— Что‑то я тебя плохо понимаю. Слово «воробей» воробья тебе внушает, а воробей, на подоконнике сидящий…

— Ничего мне не внушает, а лишь — при случае — напоминает, что зовется по–русски «воробей». Тогда как слово «воробей» этого воробья, его образа, мысли о нем не внушало; оно мысли и воображению «воробья вообще» представляло, изображало, — было для них невещественным этим, несуществующим иначе, чем в наших мыслях, воробьем.

— Прямо какая‑то платоновская идея…

— До какой бы то ни было философии о ней. Скажи: «имя», если ты номиналист, сути дела это не изменит, ты все‑таки будешь о смысле имени, а не о его начертании или звуке говорить. Но звук со смыслом— именно с этим неопределенно–общим смыслом — по непосредственному нашему чувству теснейшим образом и связан, неотъемлем от него, «по природе» ему принадлежит. Похож на этот смысл…

— Чорт знает что ты несешь! Чем же «воробей» более похож на воробья, чем шперлинг или муано? И почему должно воробью называться воробьем, а не шперлингом?

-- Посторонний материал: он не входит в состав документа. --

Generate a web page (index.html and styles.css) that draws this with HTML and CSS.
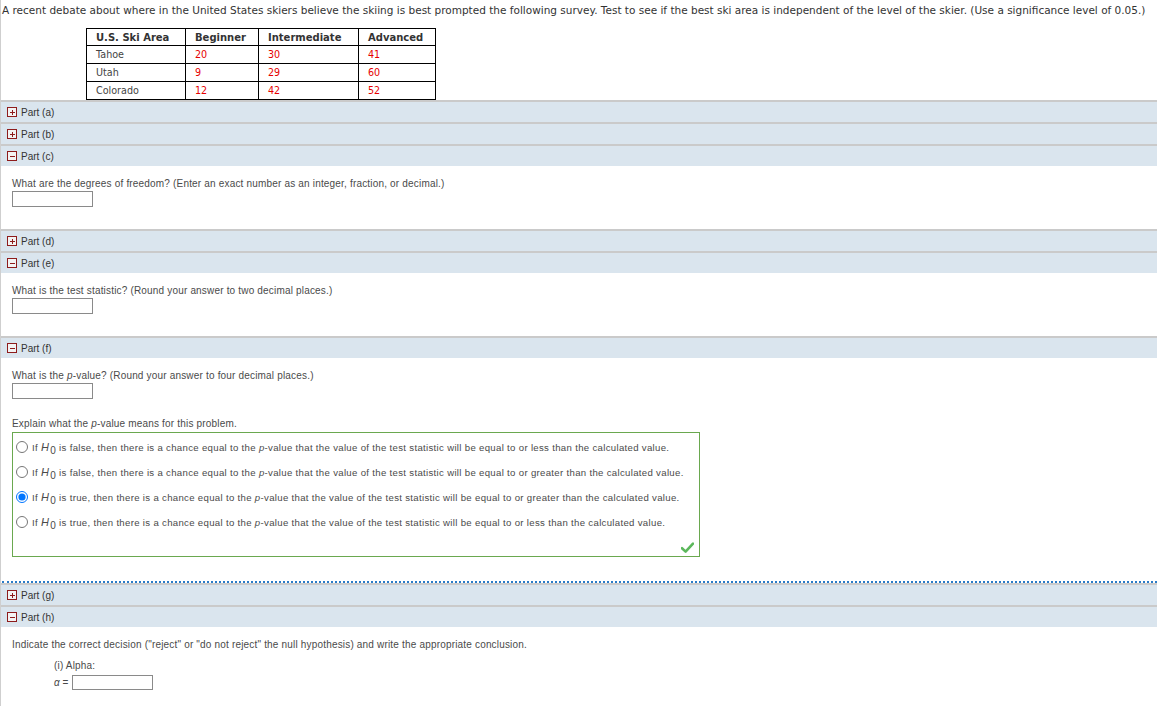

— Я уже сказал: по непосредственному нашему и всех русских чувству. Разве слова нашего, с детства усвоенного языка не кажутся нам выразительней, ближе к их смыслу, чем соответственные слова другого языка, пусть и превосходно нам знакомого? Непристойные непристойней, ласкательные ласкательней, ругательные ругательней? Разве нам трудно понять рассказ Лео Шпитцера (в одной из ранних его работ) о простодушном итальянском военнопленном, бранившем в письмах из австрийского лагеря чудаков, называющих почему‑то лошадь «пферд», тогда как зовется она «кавалло», — «да ведь она и есть кавалло!» 

— Пусть так, но где же тут сходство, это нелепое твое «похож»? И ведь навело тебя на все эти рассуждения змеиное имя, отнюдь не русское.